## REQUIRED WORK
Copy every line that mentions the word "screenshot".

## PROVIDED RECORDS
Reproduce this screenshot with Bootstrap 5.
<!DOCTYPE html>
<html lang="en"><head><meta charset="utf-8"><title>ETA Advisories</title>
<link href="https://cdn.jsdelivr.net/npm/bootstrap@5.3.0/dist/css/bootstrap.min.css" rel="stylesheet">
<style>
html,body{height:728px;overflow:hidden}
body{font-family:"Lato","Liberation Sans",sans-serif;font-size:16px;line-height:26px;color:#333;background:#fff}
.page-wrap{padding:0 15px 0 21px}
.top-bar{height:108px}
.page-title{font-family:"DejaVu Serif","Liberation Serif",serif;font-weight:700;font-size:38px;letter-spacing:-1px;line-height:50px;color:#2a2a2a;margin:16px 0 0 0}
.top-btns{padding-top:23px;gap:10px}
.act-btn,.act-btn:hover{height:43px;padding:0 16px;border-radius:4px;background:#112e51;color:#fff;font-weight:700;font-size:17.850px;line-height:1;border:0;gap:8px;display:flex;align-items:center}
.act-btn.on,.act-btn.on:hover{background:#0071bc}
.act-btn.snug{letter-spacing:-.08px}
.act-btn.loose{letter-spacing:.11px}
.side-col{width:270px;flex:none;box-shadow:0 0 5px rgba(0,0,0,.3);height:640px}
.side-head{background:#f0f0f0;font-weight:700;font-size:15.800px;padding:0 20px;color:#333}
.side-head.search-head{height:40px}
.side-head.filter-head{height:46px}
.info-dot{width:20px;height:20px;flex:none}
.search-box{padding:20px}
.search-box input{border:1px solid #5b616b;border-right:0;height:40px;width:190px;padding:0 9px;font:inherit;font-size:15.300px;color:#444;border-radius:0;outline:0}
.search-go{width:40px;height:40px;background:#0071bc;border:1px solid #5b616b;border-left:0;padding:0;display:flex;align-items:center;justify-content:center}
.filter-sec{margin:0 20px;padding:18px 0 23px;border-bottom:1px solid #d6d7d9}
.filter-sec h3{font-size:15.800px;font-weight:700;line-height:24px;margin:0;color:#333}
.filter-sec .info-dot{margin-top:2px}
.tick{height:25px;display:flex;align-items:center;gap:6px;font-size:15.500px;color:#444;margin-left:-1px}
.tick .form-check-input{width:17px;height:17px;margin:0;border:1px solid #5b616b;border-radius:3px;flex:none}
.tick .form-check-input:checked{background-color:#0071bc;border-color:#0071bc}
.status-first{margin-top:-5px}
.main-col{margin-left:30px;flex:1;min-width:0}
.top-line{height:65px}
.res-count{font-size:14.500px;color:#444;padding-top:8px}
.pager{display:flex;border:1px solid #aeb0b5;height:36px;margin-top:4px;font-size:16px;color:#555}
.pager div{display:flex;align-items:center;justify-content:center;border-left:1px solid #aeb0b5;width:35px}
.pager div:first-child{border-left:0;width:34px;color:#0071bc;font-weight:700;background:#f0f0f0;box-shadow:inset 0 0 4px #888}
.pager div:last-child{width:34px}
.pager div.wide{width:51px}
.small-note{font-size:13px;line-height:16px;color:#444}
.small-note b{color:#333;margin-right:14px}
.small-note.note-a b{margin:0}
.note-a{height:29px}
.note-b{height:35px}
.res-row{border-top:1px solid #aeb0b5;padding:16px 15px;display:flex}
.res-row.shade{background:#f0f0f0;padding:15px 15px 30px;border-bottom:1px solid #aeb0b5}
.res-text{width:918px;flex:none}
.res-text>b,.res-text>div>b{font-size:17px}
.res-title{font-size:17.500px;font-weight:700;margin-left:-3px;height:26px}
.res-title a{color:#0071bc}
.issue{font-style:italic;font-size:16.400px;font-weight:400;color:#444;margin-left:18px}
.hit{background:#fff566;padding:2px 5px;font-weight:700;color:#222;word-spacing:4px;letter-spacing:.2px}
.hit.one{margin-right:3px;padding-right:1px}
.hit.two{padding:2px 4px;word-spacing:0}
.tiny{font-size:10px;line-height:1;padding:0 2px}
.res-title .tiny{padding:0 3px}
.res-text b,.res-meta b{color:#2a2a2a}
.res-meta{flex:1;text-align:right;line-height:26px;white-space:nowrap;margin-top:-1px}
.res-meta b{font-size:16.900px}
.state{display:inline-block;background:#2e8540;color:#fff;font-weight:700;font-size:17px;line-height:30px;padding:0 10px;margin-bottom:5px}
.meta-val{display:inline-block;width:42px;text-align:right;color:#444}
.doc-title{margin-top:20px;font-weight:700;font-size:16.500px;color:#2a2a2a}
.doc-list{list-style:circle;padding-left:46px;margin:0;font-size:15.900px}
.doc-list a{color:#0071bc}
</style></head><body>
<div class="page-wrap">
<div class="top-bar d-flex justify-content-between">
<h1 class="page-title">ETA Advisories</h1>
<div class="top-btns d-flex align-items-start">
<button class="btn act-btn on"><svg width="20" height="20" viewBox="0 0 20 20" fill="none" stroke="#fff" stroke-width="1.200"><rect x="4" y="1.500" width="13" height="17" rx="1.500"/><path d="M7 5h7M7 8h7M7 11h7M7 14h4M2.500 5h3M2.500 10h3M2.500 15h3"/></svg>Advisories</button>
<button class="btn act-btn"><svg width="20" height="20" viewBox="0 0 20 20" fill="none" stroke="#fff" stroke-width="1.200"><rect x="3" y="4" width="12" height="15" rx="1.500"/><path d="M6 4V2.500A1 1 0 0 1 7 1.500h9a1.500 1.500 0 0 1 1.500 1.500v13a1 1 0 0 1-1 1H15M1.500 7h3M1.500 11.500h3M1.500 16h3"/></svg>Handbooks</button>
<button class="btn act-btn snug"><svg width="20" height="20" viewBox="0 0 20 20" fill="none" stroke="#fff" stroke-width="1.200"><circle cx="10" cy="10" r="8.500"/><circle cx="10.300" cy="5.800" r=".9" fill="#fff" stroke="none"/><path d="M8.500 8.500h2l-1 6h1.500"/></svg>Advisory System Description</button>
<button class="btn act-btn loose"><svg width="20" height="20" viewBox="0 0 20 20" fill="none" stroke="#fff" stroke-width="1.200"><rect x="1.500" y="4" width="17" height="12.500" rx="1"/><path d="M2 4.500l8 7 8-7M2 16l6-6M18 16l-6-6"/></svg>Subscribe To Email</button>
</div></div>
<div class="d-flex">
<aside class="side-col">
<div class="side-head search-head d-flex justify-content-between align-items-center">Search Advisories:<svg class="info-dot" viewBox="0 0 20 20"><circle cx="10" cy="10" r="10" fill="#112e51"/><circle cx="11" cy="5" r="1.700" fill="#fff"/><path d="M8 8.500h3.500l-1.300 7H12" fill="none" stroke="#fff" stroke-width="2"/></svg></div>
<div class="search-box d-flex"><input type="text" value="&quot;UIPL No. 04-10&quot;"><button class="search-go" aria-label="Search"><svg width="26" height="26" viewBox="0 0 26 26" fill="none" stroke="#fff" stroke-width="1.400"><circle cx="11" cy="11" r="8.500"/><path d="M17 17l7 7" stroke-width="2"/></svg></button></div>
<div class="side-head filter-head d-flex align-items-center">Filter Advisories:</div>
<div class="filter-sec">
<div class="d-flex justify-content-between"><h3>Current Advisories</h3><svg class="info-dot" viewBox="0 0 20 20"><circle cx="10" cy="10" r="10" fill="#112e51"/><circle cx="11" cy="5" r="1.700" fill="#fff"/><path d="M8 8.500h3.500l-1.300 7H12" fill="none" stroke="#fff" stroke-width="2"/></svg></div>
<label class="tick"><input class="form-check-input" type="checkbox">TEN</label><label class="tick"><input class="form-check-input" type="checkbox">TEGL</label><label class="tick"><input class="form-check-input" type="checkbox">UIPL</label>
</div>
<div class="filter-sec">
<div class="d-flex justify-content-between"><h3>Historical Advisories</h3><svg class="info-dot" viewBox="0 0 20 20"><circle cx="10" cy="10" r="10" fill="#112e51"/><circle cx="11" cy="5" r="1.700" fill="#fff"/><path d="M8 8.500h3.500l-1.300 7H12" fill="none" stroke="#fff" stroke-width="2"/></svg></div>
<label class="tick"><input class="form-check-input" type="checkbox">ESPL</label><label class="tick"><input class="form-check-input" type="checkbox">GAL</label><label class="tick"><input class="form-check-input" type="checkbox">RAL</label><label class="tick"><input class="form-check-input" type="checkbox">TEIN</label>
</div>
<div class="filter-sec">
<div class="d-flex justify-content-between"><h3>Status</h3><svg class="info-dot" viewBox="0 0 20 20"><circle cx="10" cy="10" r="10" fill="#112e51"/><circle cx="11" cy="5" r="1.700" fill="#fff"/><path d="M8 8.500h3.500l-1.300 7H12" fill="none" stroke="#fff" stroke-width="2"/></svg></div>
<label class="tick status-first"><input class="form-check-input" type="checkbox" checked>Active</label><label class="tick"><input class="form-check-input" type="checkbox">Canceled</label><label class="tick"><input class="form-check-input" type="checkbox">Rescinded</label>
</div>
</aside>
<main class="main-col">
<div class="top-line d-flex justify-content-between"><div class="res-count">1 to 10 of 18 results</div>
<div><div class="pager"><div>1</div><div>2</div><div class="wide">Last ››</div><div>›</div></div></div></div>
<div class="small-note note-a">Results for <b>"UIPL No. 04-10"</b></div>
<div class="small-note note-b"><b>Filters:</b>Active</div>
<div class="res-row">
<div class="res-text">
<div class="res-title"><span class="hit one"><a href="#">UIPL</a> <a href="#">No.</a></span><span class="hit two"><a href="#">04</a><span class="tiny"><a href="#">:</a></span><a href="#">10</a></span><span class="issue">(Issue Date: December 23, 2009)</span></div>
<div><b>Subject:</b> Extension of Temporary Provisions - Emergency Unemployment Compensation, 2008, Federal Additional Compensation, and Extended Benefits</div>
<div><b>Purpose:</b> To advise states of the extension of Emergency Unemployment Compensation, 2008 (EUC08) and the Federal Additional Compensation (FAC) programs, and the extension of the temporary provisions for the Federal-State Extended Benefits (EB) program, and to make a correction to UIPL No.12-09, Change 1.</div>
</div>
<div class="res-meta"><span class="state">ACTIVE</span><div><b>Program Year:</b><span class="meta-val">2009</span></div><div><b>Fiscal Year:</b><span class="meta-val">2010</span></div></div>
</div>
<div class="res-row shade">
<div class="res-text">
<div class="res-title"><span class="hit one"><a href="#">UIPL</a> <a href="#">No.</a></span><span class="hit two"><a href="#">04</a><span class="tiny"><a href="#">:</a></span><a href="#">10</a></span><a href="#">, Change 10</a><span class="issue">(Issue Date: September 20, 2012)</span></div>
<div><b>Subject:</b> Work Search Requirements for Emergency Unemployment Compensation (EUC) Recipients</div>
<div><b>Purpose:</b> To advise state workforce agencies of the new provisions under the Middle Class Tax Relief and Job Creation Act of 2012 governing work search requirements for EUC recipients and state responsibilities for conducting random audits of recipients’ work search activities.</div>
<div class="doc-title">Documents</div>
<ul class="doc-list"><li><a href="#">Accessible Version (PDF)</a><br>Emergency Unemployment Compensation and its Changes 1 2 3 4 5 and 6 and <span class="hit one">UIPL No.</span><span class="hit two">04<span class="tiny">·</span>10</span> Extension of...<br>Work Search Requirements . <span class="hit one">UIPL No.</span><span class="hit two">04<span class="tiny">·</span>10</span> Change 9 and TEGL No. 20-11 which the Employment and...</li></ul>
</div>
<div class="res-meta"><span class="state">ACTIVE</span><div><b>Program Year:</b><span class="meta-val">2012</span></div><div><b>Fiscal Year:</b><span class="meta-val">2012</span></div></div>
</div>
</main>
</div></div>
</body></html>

---

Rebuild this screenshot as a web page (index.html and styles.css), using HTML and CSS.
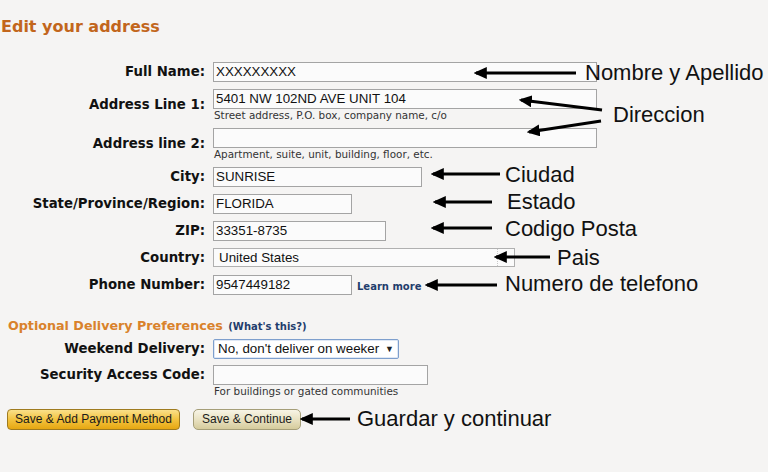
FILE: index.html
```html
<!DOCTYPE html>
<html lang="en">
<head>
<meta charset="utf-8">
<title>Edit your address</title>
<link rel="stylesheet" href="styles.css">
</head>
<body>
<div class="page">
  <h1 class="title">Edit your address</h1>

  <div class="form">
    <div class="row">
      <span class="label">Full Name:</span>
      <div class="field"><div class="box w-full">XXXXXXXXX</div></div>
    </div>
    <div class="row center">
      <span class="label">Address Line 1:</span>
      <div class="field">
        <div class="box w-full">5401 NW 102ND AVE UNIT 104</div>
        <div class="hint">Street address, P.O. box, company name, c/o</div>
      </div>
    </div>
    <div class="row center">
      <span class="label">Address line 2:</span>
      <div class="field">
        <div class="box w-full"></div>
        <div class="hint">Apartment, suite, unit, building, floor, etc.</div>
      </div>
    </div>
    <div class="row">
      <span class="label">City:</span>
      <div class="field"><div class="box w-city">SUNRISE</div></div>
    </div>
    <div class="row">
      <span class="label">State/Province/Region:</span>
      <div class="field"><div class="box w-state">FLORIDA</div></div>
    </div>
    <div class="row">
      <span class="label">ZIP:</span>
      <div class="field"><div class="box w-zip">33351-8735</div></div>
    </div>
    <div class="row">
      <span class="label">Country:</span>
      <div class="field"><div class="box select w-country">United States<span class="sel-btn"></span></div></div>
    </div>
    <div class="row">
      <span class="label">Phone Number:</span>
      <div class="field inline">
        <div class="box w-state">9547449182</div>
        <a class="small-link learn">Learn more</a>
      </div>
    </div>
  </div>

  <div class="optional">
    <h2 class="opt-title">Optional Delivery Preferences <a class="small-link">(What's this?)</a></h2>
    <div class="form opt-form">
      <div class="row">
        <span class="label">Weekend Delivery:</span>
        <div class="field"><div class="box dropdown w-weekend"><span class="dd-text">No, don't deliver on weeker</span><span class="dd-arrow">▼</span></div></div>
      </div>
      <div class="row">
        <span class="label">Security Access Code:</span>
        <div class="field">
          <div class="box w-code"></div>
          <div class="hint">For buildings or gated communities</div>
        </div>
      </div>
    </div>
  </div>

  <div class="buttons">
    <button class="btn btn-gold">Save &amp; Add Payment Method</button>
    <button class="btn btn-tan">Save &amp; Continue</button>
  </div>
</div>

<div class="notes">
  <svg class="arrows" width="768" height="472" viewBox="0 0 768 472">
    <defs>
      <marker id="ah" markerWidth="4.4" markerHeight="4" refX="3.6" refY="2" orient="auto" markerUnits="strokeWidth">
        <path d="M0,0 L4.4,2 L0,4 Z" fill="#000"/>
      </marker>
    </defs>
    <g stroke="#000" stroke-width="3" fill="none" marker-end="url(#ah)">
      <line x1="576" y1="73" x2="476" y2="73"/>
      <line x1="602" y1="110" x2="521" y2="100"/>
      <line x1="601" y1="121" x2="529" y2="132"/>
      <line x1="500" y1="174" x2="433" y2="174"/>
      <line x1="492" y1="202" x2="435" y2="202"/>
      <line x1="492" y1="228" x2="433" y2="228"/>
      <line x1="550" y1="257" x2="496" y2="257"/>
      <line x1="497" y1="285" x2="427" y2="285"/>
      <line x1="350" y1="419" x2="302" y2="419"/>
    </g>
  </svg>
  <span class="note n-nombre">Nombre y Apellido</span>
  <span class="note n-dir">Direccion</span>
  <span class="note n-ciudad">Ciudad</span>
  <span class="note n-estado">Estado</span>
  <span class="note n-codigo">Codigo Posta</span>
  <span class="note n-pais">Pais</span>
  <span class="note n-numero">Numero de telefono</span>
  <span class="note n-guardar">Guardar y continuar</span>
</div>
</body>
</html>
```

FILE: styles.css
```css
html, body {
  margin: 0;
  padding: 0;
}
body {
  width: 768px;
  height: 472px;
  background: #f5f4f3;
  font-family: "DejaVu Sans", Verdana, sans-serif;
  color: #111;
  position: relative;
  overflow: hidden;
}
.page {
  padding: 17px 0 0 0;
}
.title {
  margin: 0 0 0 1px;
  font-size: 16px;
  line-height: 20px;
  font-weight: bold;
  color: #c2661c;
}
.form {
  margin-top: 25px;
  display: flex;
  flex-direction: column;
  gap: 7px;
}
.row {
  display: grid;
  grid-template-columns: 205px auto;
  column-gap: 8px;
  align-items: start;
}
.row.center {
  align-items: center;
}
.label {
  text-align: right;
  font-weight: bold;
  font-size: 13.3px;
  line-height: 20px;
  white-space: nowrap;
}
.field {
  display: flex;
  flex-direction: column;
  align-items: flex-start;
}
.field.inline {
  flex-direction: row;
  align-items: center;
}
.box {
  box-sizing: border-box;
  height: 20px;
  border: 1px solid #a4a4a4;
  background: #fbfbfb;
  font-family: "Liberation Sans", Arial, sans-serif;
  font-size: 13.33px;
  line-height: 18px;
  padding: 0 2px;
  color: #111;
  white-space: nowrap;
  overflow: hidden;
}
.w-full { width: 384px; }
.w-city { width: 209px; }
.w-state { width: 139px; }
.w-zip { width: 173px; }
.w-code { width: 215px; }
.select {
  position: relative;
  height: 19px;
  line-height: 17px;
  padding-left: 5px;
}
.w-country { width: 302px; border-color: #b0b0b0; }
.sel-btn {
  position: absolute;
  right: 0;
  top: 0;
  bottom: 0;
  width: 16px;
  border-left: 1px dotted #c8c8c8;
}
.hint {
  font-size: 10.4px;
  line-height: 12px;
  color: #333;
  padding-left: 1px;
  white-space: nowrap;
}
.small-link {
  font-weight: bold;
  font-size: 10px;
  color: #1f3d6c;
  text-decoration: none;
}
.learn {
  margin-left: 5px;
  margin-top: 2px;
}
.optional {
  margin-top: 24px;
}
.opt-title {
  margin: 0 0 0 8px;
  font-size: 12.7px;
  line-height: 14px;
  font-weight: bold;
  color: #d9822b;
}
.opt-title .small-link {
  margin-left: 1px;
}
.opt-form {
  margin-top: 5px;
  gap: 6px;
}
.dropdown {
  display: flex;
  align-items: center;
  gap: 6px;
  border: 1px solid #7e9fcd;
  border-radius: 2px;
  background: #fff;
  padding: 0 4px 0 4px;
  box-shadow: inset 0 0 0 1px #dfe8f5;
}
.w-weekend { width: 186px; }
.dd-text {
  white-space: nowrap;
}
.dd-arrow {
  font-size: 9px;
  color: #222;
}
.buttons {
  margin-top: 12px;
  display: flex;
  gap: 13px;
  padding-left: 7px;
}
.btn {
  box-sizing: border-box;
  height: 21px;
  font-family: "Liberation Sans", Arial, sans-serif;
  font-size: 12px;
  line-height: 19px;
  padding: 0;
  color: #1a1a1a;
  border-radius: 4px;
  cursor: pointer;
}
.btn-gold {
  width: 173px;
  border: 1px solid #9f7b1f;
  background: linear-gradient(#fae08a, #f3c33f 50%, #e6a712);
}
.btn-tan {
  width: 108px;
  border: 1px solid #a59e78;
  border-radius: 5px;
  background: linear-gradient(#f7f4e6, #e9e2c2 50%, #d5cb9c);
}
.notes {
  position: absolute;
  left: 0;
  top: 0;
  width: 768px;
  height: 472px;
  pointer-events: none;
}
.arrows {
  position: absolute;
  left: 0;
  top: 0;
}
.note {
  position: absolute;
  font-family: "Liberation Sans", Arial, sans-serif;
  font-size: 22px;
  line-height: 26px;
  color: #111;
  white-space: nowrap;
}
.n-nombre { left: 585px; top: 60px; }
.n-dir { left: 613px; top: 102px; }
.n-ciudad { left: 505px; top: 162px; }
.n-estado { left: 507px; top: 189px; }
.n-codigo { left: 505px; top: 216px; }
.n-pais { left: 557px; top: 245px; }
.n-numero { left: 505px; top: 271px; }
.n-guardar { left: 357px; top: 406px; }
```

## COMPLETE RESPONSE
Reproduce this screenshot with Bootstrap 5.
Rebuild this screenshot as a web page (index.html and styles.css), using HTML and CSS.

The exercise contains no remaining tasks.